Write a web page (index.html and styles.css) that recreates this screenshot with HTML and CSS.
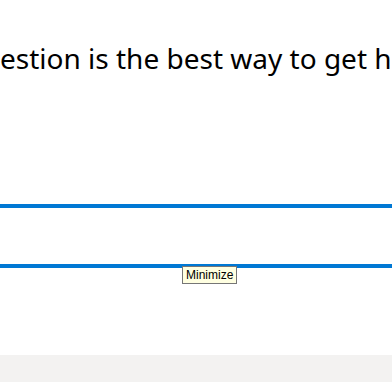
FILE: index.html
```html
<!DOCTYPE html>
<html lang="en">
<head>
    <meta charset="UTF-8">
    <meta name="viewport" content="width=device-width, initial-scale=1.0">
    <title>Ask a question</title>
    <link rel="stylesheet" href="styles.css">
</head>
<body>
    <div class="page">
        <p class="intro">estion is the best way to get help</p>

        <div class="panel">
            <div class="panel-body"></div>
            <div class="tooltip">Minimize</div>
        </div>

        <div class="spacer"></div>
    </div>
    <div class="footer"></div>
</body>
</html>
```

FILE: styles.css
```css
  body {
      font-family: 'Noto Sans', 'Open Sans', sans-serif;
      background-color: #fff;
      color: #000;
      margin: 0;
      padding: 0;
      overflow: hidden;
  }
  .page {
      height: 355px;
      display: flex;
      flex-direction: column;
  }
  .intro {
      margin: 0;
      padding-top: 38px;
      height: 204px;
      box-sizing: border-box;
      font-size: 28px;
      line-height: 40px;
      white-space: nowrap;
      overflow: hidden;
  }
  /* panel between the two blue rules */
  .panel {
      position: relative;
      border-top: 4px solid #0078d4;
      border-bottom: 4px solid #0078d4;
  }
  .panel-body {
      height: 56px;
  }
  .tooltip {
      position: absolute;
      left: 182px;
      top: 58px;
      padding: 1px 3px;
      font-family: 'Liberation Sans', Arial, sans-serif;
      font-size: 12px;
      line-height: 14px;
      color: #000;
      background-color: #ffffe1;
      border: 1px solid #767676;
  }
  .spacer {
      flex: 1;
  }
  .footer {
      height: 27px;
      background-color: #f3f2f1;
  }
```
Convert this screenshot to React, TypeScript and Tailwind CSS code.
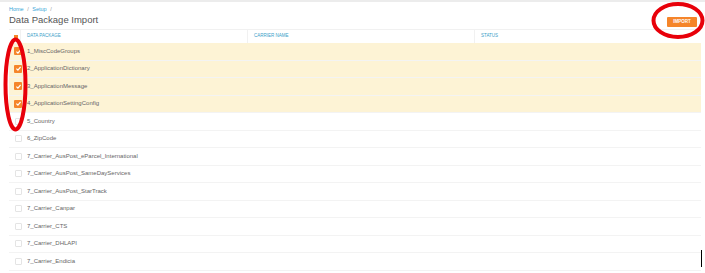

= = = = =

Copy every line above in which the string "page" shows up.

Write a web page (index.html and styles.css) that recreates this screenshot with HTML and CSS.
    <div class="page">
  .page {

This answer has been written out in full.